- Born: August 30, 1929 Leipzig, Germany
- Died: September 24, 2018 (aged 89) Chicago, Illinois, U.S.
- Occupations: Architect, educator
- Known for: Modernist architecture; student of Ludwig Mies van der Rohe
- Spouse: Vibeke "Biba" Roesch

= Peter Roesch =

German–American modernist architect

Peter Roesch (August 30, 1929 – September 24, 2018) was a German–American modernist architect and educator active in the Chicago area. A student of Ludwig Mies van der Rohe at the Illinois Institute of Technology (IIT), Roesch designed several commercial and institutional buildings and taught architecture for many years, primarily in Chicago. He has been discussed in local and scholarly literature on Chicago modernism.

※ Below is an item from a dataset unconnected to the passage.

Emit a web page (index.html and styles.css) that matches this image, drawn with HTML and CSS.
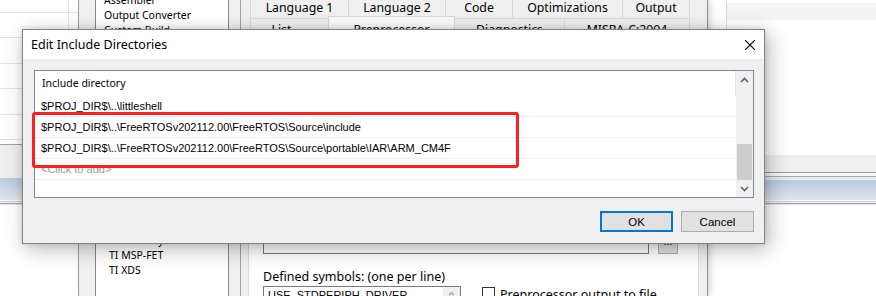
FILE: index.html
```html
<!DOCTYPE html>
<html lang="en">
<head>
    <meta charset="UTF-8">
    <meta name="viewport" content="width=device-width, initial-scale=1.0">
    <title>Edit Include Directories</title>
    <link rel="stylesheet" href="styles.css">
</head>
<body>
    <div class="desktop">
        <!-- IDE behind the options window -->
        <div class="host">
            <div class="host-left">
                <div class="sheet"></div>
                <div class="strip-grey"></div>
                <div class="strip-blue"></div>
                <div class="strip-edge"></div>
            </div>
            <div class="host-right">
                <div class="editor">
                    <div class="editor-bar"></div>
                </div>
                <div class="strip-grey short"></div>
                <div class="strip-rule"></div>
                <div class="strip-blue short"></div>
                <div class="strip-edge"></div>
            </div>
        </div>

        <!-- Options window -->
        <div class="options">
            <ul class="category-list">
                <li>Assembler</li>
                <li>Output Converter</li>
                <li>Custom Build</li>
                <li>Build Actions</li>
                <li>Linker</li>
                <li>Debugger</li>
                <li class="sub">Simulator</li>
                <li class="sub">CADI</li>
                <li class="sub">CMSIS DAP</li>
                <li class="sub">GDB Server</li>
                <li class="sub">I-jet</li>
                <li class="sub">J-Link/J-Trace</li>
                <li class="sub">TI Stellaris</li>
                <li class="sub">Nu-Link</li>
                <li class="sub">PE micro</li>
                <li class="sub">ST-LINK</li>
                <li class="sub">Third-Party Driver</li>
                <li class="sub">TI MSP-FET</li>
                <li class="sub">TI XDS</li>
            </ul>
            <div class="splitter"></div>
            <div class="tab-control">
                <div class="tab-row upper">
                    <div class="tab w-lang1">Language 1</div>
                    <div class="tab w-lang2">Language 2</div>
                    <div class="tab w-code">Code</div>
                    <div class="tab w-opt">Optimizations</div>
                    <div class="tab w-out">Output</div>
                </div>
                <div class="tab-row lower">
                    <div class="tab w-list">List</div>
                    <div class="tab w-pre selected">Preprocessor</div>
                    <div class="tab w-diag">Diagnostics</div>
                    <div class="tab w-misra">MISRA-C:2004</div>
                </div>
                <div class="tab-panel">
                    <div class="file-row">
                        <div class="textbox"></div>
                        <div class="browse">...</div>
                    </div>
                    <div class="field-label">Defined symbols: (one per line)</div>
                    <div class="symbols-row">
                        <div class="symbols-box">
                            <div class="symbols-text">USE_STDPERIPH_DRIVER</div>
                            <div class="mini-scroll">
                                <svg width="17" height="14" viewBox="0 0 17 14"><path d="M6 8 L8.5 5.5 L11 8" fill="none" stroke="#a0a0a0" stroke-width="1.2"/></svg>
                            </div>
                        </div>
                        <div class="check"><span class="check-box"></span>Preprocessor output to file</div>
                    </div>
                </div>
            </div>
        </div>

        <!-- Edit Include Directories dialog -->
        <div class="dialog">
            <div class="dialog-title">
                <span>Edit Include Directories</span>
                <svg class="close" width="10" height="10" viewBox="0 0 10 10">
                    <path d="M0 0 L10 10 M10 0 L0 10" stroke="#000" stroke-width="1.1"/>
                </svg>
            </div>
            <div class="dialog-body">
                <div class="dir-list">
                    <div class="dir-rows">
                        <div class="dir-header">Include directory</div>
                        <div class="dir-row">$PROJ_DIR$\..\littleshell</div>
                        <div class="dir-row">$PROJ_DIR$\..\FreeRTOSv202112.00\FreeRTOS\Source\include</div>
                        <div class="dir-row">$PROJ_DIR$\..\FreeRTOSv202112.00\FreeRTOS\Source\portable\IAR\ARM_CM4F</div>
                        <div class="dir-row add">&lt;Click to add&gt;</div>
                        <div class="dir-row last"></div>
                    </div>
                    <div class="scrollbar">
                        <svg width="17" height="17" viewBox="0 0 17 17"><path d="M5 11 L8.5 7.5 L12 11" fill="none" stroke="#606060" stroke-width="1.6"/></svg>
                        <div class="track"><div class="thumb"></div></div>
                        <svg width="17" height="17" viewBox="0 0 17 17"><path d="M5 7 L8.5 10.5 L12 7" fill="none" stroke="#606060" stroke-width="1.6"/></svg>
                    </div>
                    <div class="highlight"></div>
                </div>
                <div class="dialog-buttons">
                    <button class="btn default">OK</button>
                    <button class="btn">Cancel</button>
                </div>
            </div>
        </div>
    </div>
</body>
</html>
```

FILE: styles.css
```css
body {
    margin: 0;
    background: #fff;
    font-family: "Noto Sans", "Liberation Sans", sans-serif;
    color: #000;
}

.desktop {
    position: relative;
    width: 876px;
    height: 296px;
    overflow: hidden;
}

/* Host IDE */
.host {
    display: flex;
    justify-content: space-between;
    height: 296px;
}

.host-left {
    width: 78px;
    display: flex;
    flex-direction: column;
}

.sheet {
    height: 145px;
    box-sizing: border-box;
    border-bottom: 1px solid #a0a0a0;
    background:
        linear-gradient(to right, transparent 68px, #e3e3e3 68px, #e3e3e3 69px, transparent 69px),
        repeating-linear-gradient(to bottom, transparent 0, transparent 12px, #e3e3e3 12px, #e3e3e3 13px, transparent 13px, transparent 25.4px);
}

.strip-grey {
    height: 33px;
    background: #f0f0f0;
}

.strip-grey.short {
    height: 17px;
}

.strip-blue {
    height: 22px;
    background: linear-gradient(#bccadb, #dde6f0);
}

.strip-blue.short {
    height: 20px;
}

.strip-edge {
    height: 5px;
    background: linear-gradient(#f6f8fa 0, #f6f8fa 1px, #cfcfcf 1px, #cfcfcf 2px, #f0f0f0 2px, #f0f0f0 3px, #a6a6a6 3px, #a6a6a6 4px, #e2e2e2 4px);
}

.strip-rule {
    height: 8px;
    background: linear-gradient(#9a9a9a 0, #9a9a9a 1px, #f7f7f7 1px, #f7f7f7 4px, #a8a8a8 4px, #a8a8a8 5px, #e6ecf3 5px);
}

.host-right {
    width: 167px;
    display: flex;
    flex-direction: column;
}

.editor {
    height: 155px;
    box-sizing: border-box;
    margin-left: 17px;
    padding-top: 3px;
    border-left: 1px solid #dadada;
}

.editor-bar {
    height: 17px;
    background: #f4f4f4;
}

/* Options window */
.options {
    position: absolute;
    z-index: 1;
    left: 78px;
    top: 0;
    width: 630px;
    height: 296px;
    box-sizing: border-box;
    display: flex;
    align-items: flex-start;
    background: #f0f0f0;
    border-left: 1px solid #9c9c9c;
    border-right: 1px solid #8f8f8f;
    box-shadow: 3px 0 6px rgba(0, 0, 0, 0.15);
}

.category-list {
    list-style: none;
    margin: -10px 0 0 16px;
    padding: 2px 0 0 8px;
    width: 134px;
    height: 330px;
    box-sizing: border-box;
    background: #fff;
    border: 1px solid #828790;
    font-size: 10.5px;
    line-height: 15px;
    white-space: nowrap;
    overflow: hidden;
}

.category-list .sub {
    padding-left: 5px;
}

.splitter {
    width: 1px;
    align-self: stretch;
    margin-left: 11px;
    background: #a0a0a0;
}

.tab-control {
    width: 451px;
    margin-left: 7px;
    align-self: stretch;
    display: flex;
    flex-direction: column;
}

.tab-row {
    display: flex;
    padding-left: 2px;
}

.tab-row.upper {
    margin-top: -3px;
}

.tab-row.lower {
    margin-top: -1px;
}

.tab {
    box-sizing: border-box;
    height: 22px;
    margin-left: -1px;
    border: 1px solid #d9d9d9;
    background: #f0f0f0;
    font-size: 12.3px;
    line-height: 19px;
    text-align: center;
    white-space: nowrap;
}

.tab:first-child {
    margin-left: 0;
}

.tab-row.lower .tab {
    height: 21px;
    padding-top: 1px;
}

.tab-row.lower .tab.selected {
    position: relative;
    z-index: 1;
    height: 23px;
    margin-top: -2px;
    padding-top: 3px;
    background: #fbfbfb;
}

.w-lang1 { width: 99px; }
.w-lang2 { width: 98px; }
.w-code { width: 68px; }
.w-opt { width: 111px; }
.w-out { width: 68px; }
.w-list { width: 79px; padding-right: 16px; }
.w-pre { width: 127px; }
.w-diag { width: 111px; }
.w-misra { width: 126px; }

.tab-panel {
    flex: 1;
    margin-top: -1px;
    padding: 0 14px;
    border: 1px solid #d9d9d9;
    background: #fff;
}

.file-row {
    display: flex;
    margin-top: 194px;
    height: 21px;
}

.textbox {
    width: 386px;
    box-sizing: border-box;
    border: 1px solid #7a7a7a;
    background: #fff;
}

.browse {
    width: 20px;
    margin-left: 9px;
    box-sizing: border-box;
    border: 1px solid #adadad;
    background: #e1e1e1;
    font-family: "Liberation Sans", sans-serif;
    font-size: 11px;
    line-height: 15px;
    text-align: center;
}

.field-label {
    margin-top: 14px;
    font-size: 12.5px;
    line-height: 17px;
}

.symbols-row {
    display: flex;
    align-items: flex-start;
    margin-top: 1px;
}

.symbols-box {
    width: 198px;
    height: 60px;
    box-sizing: border-box;
    display: flex;
    border: 1px solid #7a7a7a;
    font-family: "Liberation Sans", sans-serif;
    font-size: 11px;
}

.symbols-text {
    flex: 1;
    padding: 2px 0 0 4px;
}

.mini-scroll {
    width: 17px;
    background: #f0f0f0;
}

.check {
    display: flex;
    margin-left: 21px;
    gap: 5px;
    font-size: 12.5px;
    line-height: 17px;
}

.check-box {
    width: 13px;
    height: 13px;
    margin-top: 1px;
    box-sizing: border-box;
    border: 1px solid #333;
    background: #fff;
}

/* Dialog */
.dialog {
    position: absolute;
    z-index: 2;
    left: 22px;
    top: 29px;
    width: 743px;
    height: 215px;
    box-sizing: border-box;
    border: 1px solid #838383;
    background: #f0f0f0;
    box-shadow: 4px 5px 20px rgba(0, 0, 0, 0.28), 0 0 6px rgba(0, 0, 0, 0.12);
}

.dialog-title {
    display: flex;
    justify-content: space-between;
    align-items: center;
    height: 29px;
    padding: 0 9px 0 8px;
    background: #fff;
    font-size: 12.5px;
}

.dialog-body {
    padding: 11px 10px 0 11px;
}

.dir-list {
    position: relative;
    display: flex;
    height: 128px;
    box-sizing: border-box;
    border: 1px solid #828790;
    background: #fff;
}

.dir-rows {
    flex: 1;
    min-width: 0;
}

.dir-header {
    height: 25px;
    box-sizing: border-box;
    padding-left: 7px;
    border-right: 1px solid #e5e5e5;
    font-size: 10.5px;
    line-height: 24px;
}

.dir-row {
    height: 21px;
    box-sizing: border-box;
    padding-left: 6px;
    border-bottom: 1px solid #f0f0f0;
    font-family: "Liberation Sans", sans-serif;
    font-size: 11px;
    line-height: 20px;
    white-space: nowrap;
}

.dir-row.add {
    color: #9a9a9a;
}

.dir-row.last {
    border-bottom: none;
}

.scrollbar {
    width: 17px;
    display: flex;
    flex-direction: column;
    background: #f0f0f0;
}

.scrollbar svg {
    display: block;
}

.track {
    flex: 1;
    display: flex;
    flex-direction: column;
    justify-content: flex-end;
}

.thumb {
    height: 36px;
    margin: 0 1px;
    background: #cdcdcd;
}

/* red annotation box */
.highlight {
    position: absolute;
    left: -3px;
    top: 41px;
    width: 487px;
    height: 56px;
    box-sizing: border-box;
    border: 3px solid #fe2020;
    border-radius: 3px;
}

.dialog-buttons {
    display: flex;
    justify-content: flex-end;
    gap: 8px;
    margin-top: 13px;
}

.btn {
    width: 73px;
    height: 21px;
    padding: 0;
    box-sizing: border-box;
    border: 1px solid #adadad;
    background: #e1e1e1;
    color: #000;
    font-family: "Liberation Sans", sans-serif;
    font-size: 11.5px;
}

.btn.default {
    border: 2px solid #0078d7;
}
```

==Early life and education==
Roesch was born in Leipzig, Germany, on August 30, 1929. He studied architecture in Hamburg before coming to the United States as a Fulbright scholar and enrolling at the Illinois Institute of Technology, where he studied under Ludwig Mies van der Rohe and completed a master's thesis in 1956 titled A Non‑Denominational Church.

==Career==
After graduating, Roesch worked briefly for firms in Chicago (including a period at Skidmore, Owings & Merrill) and later practiced under Hammond & Roesch and in his own atelier. He taught architecture at IIT and the University of Illinois at Chicago (UIC) and was an active member of the Chicago architectural community.

==Selected works==
- Villa Park Bank (1964; later BMO Harris Bank), Villa Park, Illinois — a single‑story modernist suburban bank with floor-to-ceiling glass walls and exposed steel trusses. The branch has been discussed in architectural commentary as an example of Miesian influence in suburban commercial architecture; structural decisions responded to poor soils at the site and invoked an elevated, bridge‑like support system.
- Episcopal Diocese of Chicago Building (65 E. Huron Street, Chicago; 1969) — an office building for the Episcopal Diocese that local coverage described as a restrained modernist intervention in context.

==Teaching==
Roesch taught architecture for many years, and his papers and photographic slides (including documentation related to S. R. Crown Hall) are held in the Paul V. Galvin Library at IIT.

==Personal life and death==
Roesch was married to Vibeke “Biba” Roesch for 54 years. He died in his Chicago apartment on September 24, 2018, aged 89.

==Legacy==
Roesch has been described in the Chicago press and architectural circles as one of the architects who transmitted Miesian modernist principles into post‑war Chicago and suburban commercial architecture. His Villa Park bank remains a cited example of modernism applied to suburban banking architecture, and institutional archival holdings preserve his academic and teaching materials.